The Defensive Line Does Not Meet Expectations
Whether one believes in sophomore slumps or not, there is enough evidence that players in all sports may be more apt to struggle in their second year after a highly successful first season. This could be because opponents know better how to attack a player’s weaknesses. Defensive end Derek Barnett was phenomenal as a freshman, but a step back in 2015 is not without possibility. If Barnett does not meet expectations, that could lead to the entire position group underperforming. There would be more pressure on freshmen defensive tackles Kahlil McKenzie and Shy Tuttle. Both Tuttle and McKenzie have loads of potential, but they have never faced anything like SEC offensive lines. There could be games where both struggle. Upperclassmen depth would then be a factor, and Tennessee has players at the position who have histories of injuries, such Trevarris Saulsberry. The defensive line exceeded expectations last year, and Tennessee needs them to again this season.

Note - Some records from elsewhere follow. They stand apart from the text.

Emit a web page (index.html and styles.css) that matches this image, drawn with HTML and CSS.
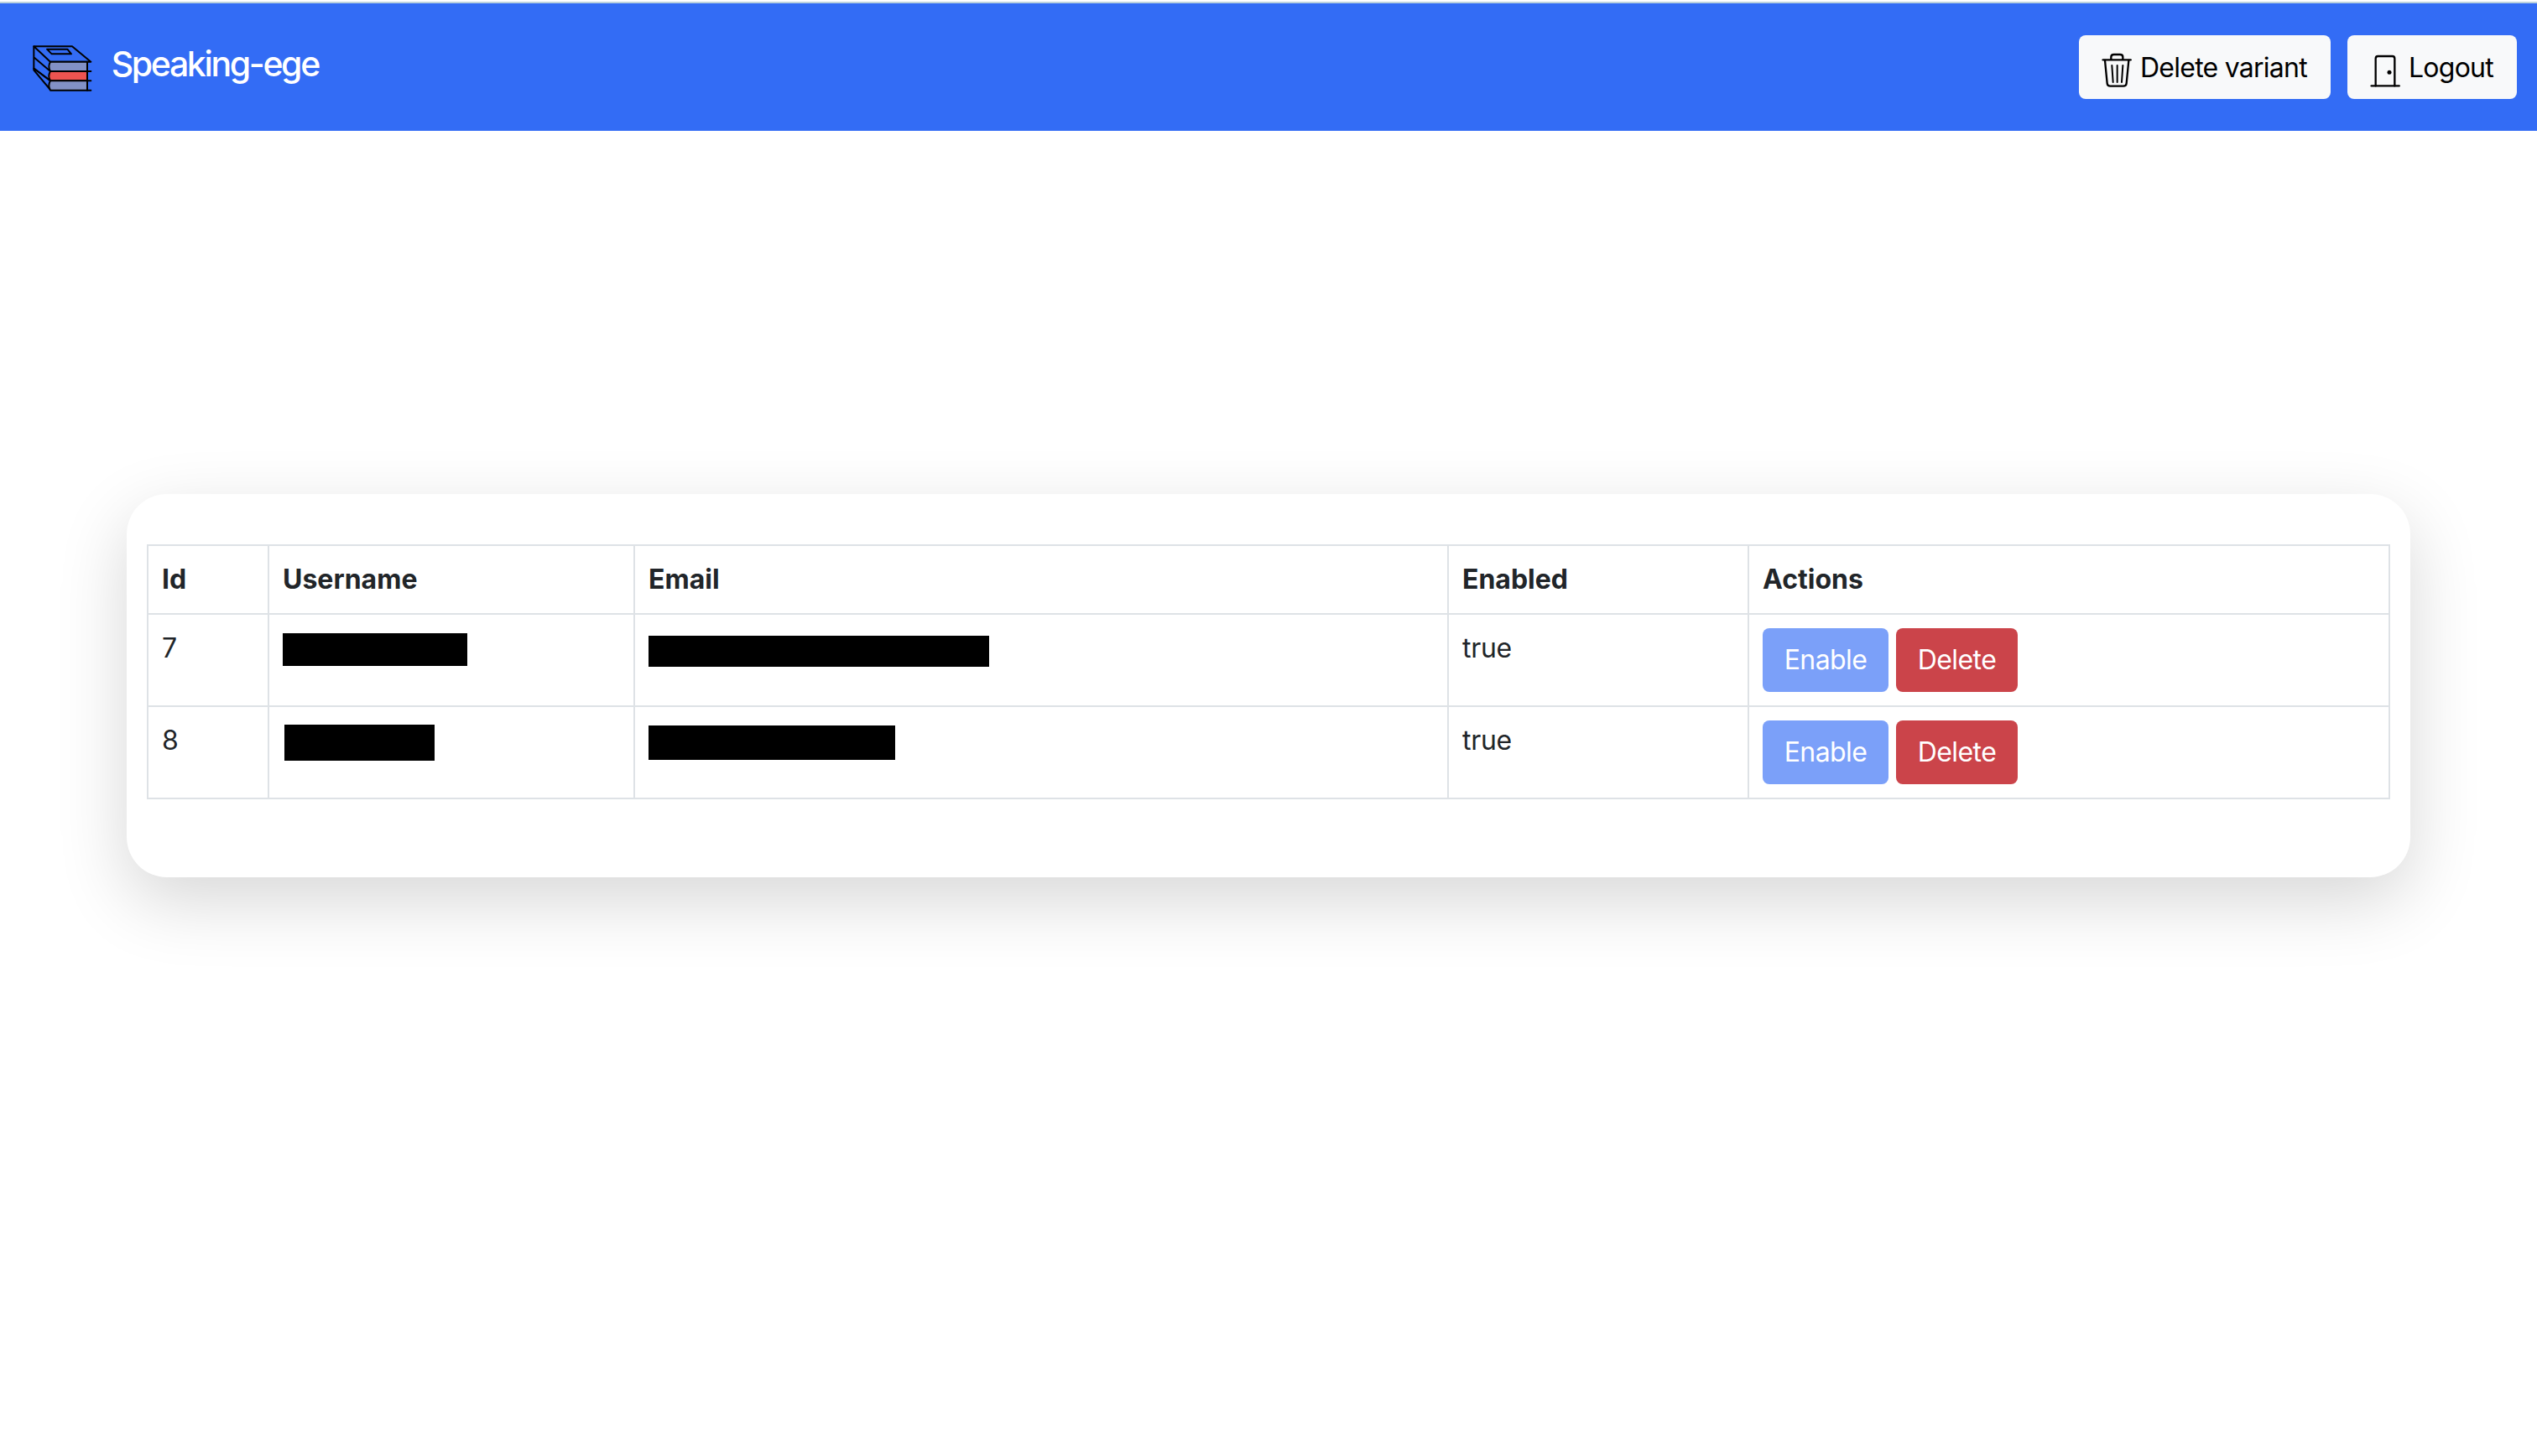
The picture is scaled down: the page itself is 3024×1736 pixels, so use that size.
FILE: index.html
```html
<!DOCTYPE html>
<html lang="en">
<head>
<meta charset="utf-8">
<title>Speaking-ege</title>
<link rel="stylesheet" href="styles.css">
</head>
<body>
<div class="topline"></div>
<nav class="navbar">
  <a class="brand">
    <svg class="logo" viewBox="42 50 212 172" fill="none" stroke="#000" stroke-width="6" stroke-linejoin="round" stroke-linecap="round">
      <path d="M46 57H183L250 112H105Z" fill="#336cf5"/>
      <path d="M93 67H166L180 84H110Z"/>
      <path d="M46 57V136L105 180V146L46 96" fill="#336cf5"/>
      <path d="M46 136V142L105 212V180Z" fill="#336cf5"/>
      <path d="M105 112Q95 129 105 146H237V112Z" fill="#8291c6"/>
      <path d="M105 146Q95 163 105 180H237V146Z" fill="#ee5450"/>
      <path d="M105 180Q95 197 105 214H237V180Z" fill="#8291c6"/>
      <path d="M237 112V214M237 146H250M237 180H250M237 214H250"/>
    </svg>
    <span class="brand-text">Speaking-ege</span>
  </a>
  <div class="nav-actions">
    <button class="nav-btn nav-btn-variant">
      <svg class="nav-icon" viewBox="42 18 120 144" fill="none" stroke="#000" stroke-width="7" stroke-linecap="round" stroke-linejoin="round">
        <path d="M53 64H152"/>
        <path d="M82 62V54Q82 45 92 45H114Q124 45 124 54V62"/>
        <path d="M60 66L68 148Q69 158 79 158H126Q136 158 137 148L145 66"/>
        <path d="M85 84L89 144M104 84V144M124 84L120 144" stroke-width="6"/>
      </svg>
      <span class="nav-label">Delete variant</span>
    </button>
    <button class="nav-btn nav-btn-logout">
      <svg class="nav-icon" viewBox="42 18 120 144" fill="none" stroke="#000" stroke-width="7" stroke-linecap="round" stroke-linejoin="round">
        <path d="M53 157H152"/>
        <path d="M68 157V60Q68 51 76 51H128Q136 51 136 60V157"/>
        <circle cx="117" cy="109" r="7.5" fill="#000" stroke="none"/>
      </svg>
      <span class="nav-label">Logout</span>
    </button>
  </div>
</nav>
<main class="card">
  <table class="users">
    <colgroup>
      <col class="col-id">
      <col class="col-user">
      <col class="col-email">
      <col class="col-enabled">
      <col>
    </colgroup>
    <thead>
      <tr><th>Id</th><th>Username</th><th>Email</th><th>Enabled</th><th>Actions</th></tr>
    </thead>
    <tbody>
      <tr>
        <td>7</td>
        <td><div class="redact redact-user-a"></div></td>
        <td><div class="redact redact-email-a"></div></td>
        <td>true</td>
        <td><div class="actions"><button class="btn btn-enable">Enable</button><button class="btn btn-delete">Delete</button></div></td>
      </tr>
      <tr>
        <td>8</td>
        <td><div class="redact redact-user-b"></div></td>
        <td><div class="redact redact-email-b"></div></td>
        <td>true</td>
        <td><div class="actions"><button class="btn btn-enable">Enable</button><button class="btn btn-delete">Delete</button></div></td>
      </tr>
    </tbody>
  </table>
</main>
</body>
</html>
```

FILE: styles.css
```css
* { box-sizing: border-box; }
html, body { margin: 0; padding: 0; background: #fff; }
body {
  font-family: "Inter", "Liberation Sans", sans-serif;
  font-size: 32px;
  line-height: 48px;
  color: #212529;
  padding-top: 2px;
  min-height: 100vh;
}
.topline { height: 2px; background: #bcd2dd; }
.navbar {
  height: 152px;
  background: #336cf5;
  display: flex;
  align-items: center;
  justify-content: space-between;
  padding: 0 24px 0 39px;
}
.brand { display: flex; align-items: center; gap: 23px; margin-top: -4px; }
.logo { width: 70.67px; height: 57.33px; margin-top: 8px; }
.brand-text { font-size: 41px; line-height: 60px; font-weight: 450; color: #fff; letter-spacing: -2.35px; margin-top: -4px; }
.nav-actions { display: flex; gap: 20px; }
.nav-btn {
  display: flex;
  align-items: center;
  gap: 8px;
  height: 76px;
  padding: 0 0 0 26px;
  border: 0;
  border-radius: 8px;
  background: #f8f9fa;
  color: #000;
  font: inherit;
  letter-spacing: -0.75px;
}
.nav-btn-variant { width: 300px; }
.nav-btn-logout { width: 202px; }
.nav-label { padding-top: 2px; }
.nav-icon { width: 40px; height: 48px; margin-left: -1px; }
.card {
  width: 2722px;
  margin: 433px auto 0;
  padding: 60px 24px 93px;
  background: #fff;
  border-radius: 48px;
  box-shadow: 0 28px 84px rgba(0, 0, 0, .16);
}
.users {
  width: 100%;
  table-layout: fixed;
  border-collapse: collapse;
}
.col-id { width: 144px; }
.col-user { width: 436px; }
.col-email { width: 970px; }
.col-enabled { width: 358px; }
.users th, .users td {
  border: 2px solid #dee2e6;
  padding: 16px;
  text-align: left;
  vertical-align: top;
}
.users th { font-weight: 700; }
.users td { letter-spacing: -0.3px; }
.redact { background: #000; }
.redact-user-a { width: 220px; height: 39px; margin-top: 6px; }
.redact-user-b { width: 179px; height: 43px; margin: 5px 0 0 2px; }
.redact-email-a { width: 406px; height: 37px; margin-top: 9px; }
.redact-email-b { width: 294px; height: 41px; margin-top: 6px; }
.actions { display: flex; gap: 9px; }
.btn {
  height: 76px;
  padding: 0;
  border: 0;
  border-radius: 8px;
  color: #fff;
  font: inherit;
  letter-spacing: -0.6px;
}
.btn-enable { width: 150px; background: #7ba0f9; }
.btn-delete { width: 145px; background: #cb444a; }
```
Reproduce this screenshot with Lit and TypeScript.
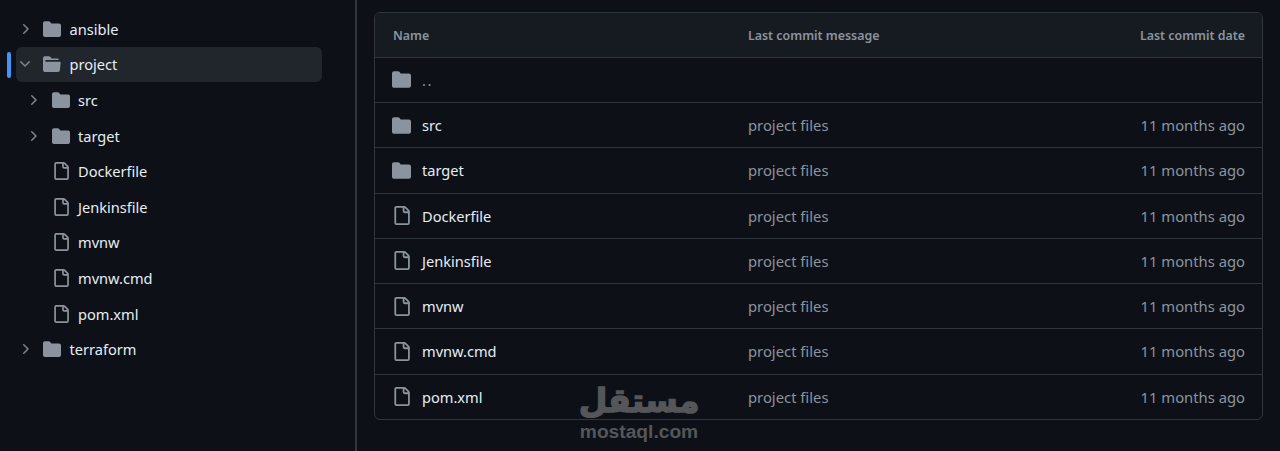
import { LitElement, html, css, svg } from "lit";
import { customElement } from "lit/decorators.js";

const P = {
  folder: "M1.75 1A1.75 1.75 0 0 0 0 2.75v10.5C0 14.216.784 15 1.75 15h12.5A1.75 1.75 0 0 0 16 13.25v-8.5A1.75 1.75 0 0 0 14.25 3H7.5a.25.25 0 0 1-.2-.1l-.9-1.2C6.07 1.26 5.55 1 5 1H1.75Z",
  open: "M.513 1.513A1.75 1.75 0 0 1 1.75 1h3.5c.55 0 1.07.26 1.4.7l.9 1.2a.25.25 0 0 0 .2.1H13a1 1 0 0 1 1 1v.5H2.75a.75.75 0 0 0 0 1.5h11.978a1 1 0 0 1 .994 1.117L15 13.25A1.75 1.75 0 0 1 13.25 15H1.75A1.75 1.75 0 0 1 0 13.25V2.75c0-.464.184-.91.513-1.237Z",
  file: "M2 1.75C2 .784 2.784 0 3.75 0h6.586c.464 0 .909.184 1.237.513l2.914 2.914c.329.328.513.773.513 1.237v9.586A1.75 1.75 0 0 1 13.25 16h-9.5A1.75 1.75 0 0 1 2 14.25Zm1.75-.25a.25.25 0 0 0-.25.25v12.5c0 .138.112.25.25.25h9.5a.25.25 0 0 0 .25-.25V6h-2.75A1.75 1.75 0 0 1 9 4.25V1.5Zm6.75.062V4.25c0 .138.112.25.25.25h2.688l-.011-.013-2.914-2.914-.013-.011Z",
  right: "M6.22 3.22a.75.75 0 0 1 1.06 0l4.25 4.25a.75.75 0 0 1 0 1.06l-4.25 4.25a.751.751 0 0 1-1.042-.018.751.751 0 0 1-.018-1.042L9.94 8 6.22 4.28a.75.75 0 0 1 0-1.06Z",
  down: "M12.78 5.22a.749.749 0 0 1 0 1.06l-4.25 4.25a.749.749 0 0 1-1.06 0L3.22 6.28a.749.749 0 1 1 1.06-1.06L8 8.939l3.72-3.719a.749.749 0 0 1 1.06 0Z",
};
type IconName = keyof typeof P;
const icon = (n: IconName, cls = "ic") =>
  html`<svg class=${cls} viewBox="0 0 16 16" aria-hidden="true">${svg`<path d=${P[n]}></path>`}</svg>`;

type Node = { name: string; kind: "folder" | "open" | "file"; depth: number; chev?: IconName; active?: boolean };
const tree: Node[] = [
  { name: "ansible", kind: "folder", depth: 0, chev: "right" },
  { name: "project", kind: "open", depth: 0, chev: "down", active: true },
  { name: "src", kind: "folder", depth: 1, chev: "right" },
  { name: "target", kind: "folder", depth: 1, chev: "right" },
  { name: "Dockerfile", kind: "file", depth: 1 },
  { name: "Jenkinsfile", kind: "file", depth: 1 },
  { name: "mvnw", kind: "file", depth: 1 },
  { name: "mvnw.cmd", kind: "file", depth: 1 },
  { name: "pom.xml", kind: "file", depth: 1 },
  { name: "terraform", kind: "folder", depth: 0, chev: "right" },
];
const rows: { name: string; kind: IconName; msg: string; date: string; up?: boolean }[] = [
  { name: "..", kind: "folder", msg: "", date: "", up: true },
  { name: "src", kind: "folder", msg: "project files", date: "11 months ago" },
  { name: "target", kind: "folder", msg: "project files", date: "11 months ago" },
  { name: "Dockerfile", kind: "file", msg: "project files", date: "11 months ago" },
  { name: "Jenkinsfile", kind: "file", msg: "project files", date: "11 months ago" },
  { name: "mvnw", kind: "file", msg: "project files", date: "11 months ago" },
  { name: "mvnw.cmd", kind: "file", msg: "project files", date: "11 months ago" },
  { name: "pom.xml", kind: "file", msg: "project files", date: "11 months ago" },
];

@customElement("app-root")
export class AppRoot extends LitElement {
  static styles = css`
    :host {
      display: block;
      position: relative;
      width: 1280px;
      height: 451px;
      overflow: hidden;
      background: #0d1117;
      color: #e6edf3;
      font-family: "Noto Sans", "Open Sans", sans-serif;
    }
    .page { display: flex; height: 100%; }
    .side {
      flex: none;
      box-sizing: border-box;
      border-right: 2px solid #30363d;
      width: 357px;
      padding: 11px 0 0 16px;
      display: flex;
      flex-direction: column;
    }
    .node {
      position: relative;
      width: 306px;
      height: 35.6px;
      flex: none;
      display: flex;
      align-items: center;
      border-radius: 6px;
      font-size: 14.6px;
      color: #e6edf3;
    }
    .node.active { background: #21262d; }
    .node.active::before {
      content: "";
      position: absolute;
      left: -9px;
      top: 5px;
      width: 4px;
      height: 26px;
      border-radius: 3px;
      background: #4493f8;
    }
    .d1 { padding-left: 8.5px; }
    .slot { width: 18px; height: 18px; flex: none; display: flex; align-items: center; justify-content: center; margin-right: 9px; }
    .chev { width: 16px; height: 16px; fill: #7d8590; margin-left: -1px; }
    .ic { width: 18px; height: 18px; flex: none; fill: #8b949e; margin-right: 8.5px; }
    .main { flex: 1; min-width: 0; padding: 12px 17px 0 17px; }
    .table {
      width: 889px;
      box-sizing: border-box;
      border: 1px solid #30363d;
      border-radius: 6px;
      overflow: hidden;
    }
    .row {
      display: grid;
      grid-template-columns: 355px 1fr auto;
      align-items: center;
      height: 45.25px;
      box-sizing: border-box;
      padding: 0 17px 0 17px;
      border-top: 1px solid #30363d;
      font-size: 14.8px;
    }
    .head {
      height: 43.8px;
      border-top: 0;
      padding: 1px 17px 0 18px;
      grid-template-columns: 354px 1fr auto;
      background: #161b22;
      color: #8b949e;
      font-size: 12.4px;
      font-weight: 600;
    }
    .name { display: flex; align-items: center; color: #e6edf3; font-size: 14.6px; }
    .name .ic { width: 19px; height: 19px; margin-right: 11px; }
    .up { color: #8b949e; letter-spacing: 1.5px; }
    .muted { color: #8b949e; }
    .row > .muted:nth-child(2), .head > span:nth-child(2) { padding-left: 1px; }
    .mark {
      position: absolute;
      left: 580px;
      top: 380px;
      width: 118px;
      display: flex;
      flex-direction: column;
      align-items: center;
      color: #555659;
      pointer-events: none;
    }
    .ar {
      font-family: "DejaVu Sans", sans-serif;
      font-weight: 700;
      font-size: 33px;
      line-height: 42px;
      height: 42px;
      padding-top: 0;
      white-space: nowrap;
      -webkit-text-stroke: 1.5px #555659;
    }
    .en {
      font-family: "Liberation Sans", sans-serif;
      font-weight: 700;
      font-size: 19.2px;
      line-height: 20px;
      margin-top: 0;
    }
  `;

  render() {
    return html`
      <div class="page">
        <aside class="side">
          ${tree.map(
            (n) => html`
              <div class="node ${n.active ? "active" : ""} ${n.depth ? "d1" : ""}">
                <span class="slot">${n.chev ? icon(n.chev, "chev") : ""}</span>
                ${icon(n.kind === "open" ? "open" : n.kind)}
                <span>${n.name}</span>
              </div>
            `,
          )}
        </aside>
        <main class="main">
          <div class="table">
            <div class="row head">
              <span>Name</span>
              <span>Last commit message</span>
              <span>Last commit date</span>
            </div>
            ${rows.map(
              (r) => html`
                <div class="row">
                  <span class="name">${icon(r.kind)}<span class=${r.up ? "up" : ""}>${r.name}</span></span>
                  <span class="muted">${r.msg}</span>
                  <span class="muted">${r.date}</span>
                </div>
              `,
            )}
          </div>
        </main>
      </div>
      <div class="mark">
        <div class="ar" dir="rtl" lang="ar">مستقل</div>
        <div class="en">mostaql.com</div>
      </div>
    `;
  }
}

Whoever is Chosen as the Mike Linebacker Is Not Good Enough
The Vols were forced to try to fill a position of strength near the end of last season when middle linebacker A.J. Johnson was dismissed from the team due to sexual assault allegations. The problem is that UT is still trying to find the answer. Currently, there are three players competing for the job, junior Kenny Bynum (who was one of the players who filled in last season), sophomore Colton Jumper and true freshmen Darrin Kirkland Jr. Kirkland showed speed and menace in high school all-star games last year, but he will also need to adjust to the speed of the college game while also learning the defensive assignments for all players as the mike linebacker sets the defense. Bynum did not do enough in 2014 to prove he should be the starter this year. Jumper is more of an unknown product. The fact that UT likes its linebackers more on the small size but with lots of speed would seem to make the position Kirkland’s to lose. The risk is that as a true freshman, and therefore inexperienced, he will make incorrect defensive play calls and that could open up more possibilities for offenses to have big plays. Against early season opponent Oklahoma, that could cost the team the game. The first half of the season could be difficult for the middle linebacker position, and Tennessee is not yet good enough to overcome that.
Who will be the punter? And how effective will the punter be? Tennessee’s margin for error is so small in some games that even decent field position for the other team due to poor punting might be the reason Tennessee loses. This is an issue that the Vols must figure out before the first game.
Most of the issues above will not be a negative for the Vols this coming season, but in a worst case scenario all of them will be. Tennessee has the potential to win nine games. They also have the potential to win six. A six win season at this point in the Butch Jones era would be disappointing. One thing is obvious, though, the answers, whether good or bad, to all of the potential problems will be revealed in less than a month. It’s football time in Tennessee.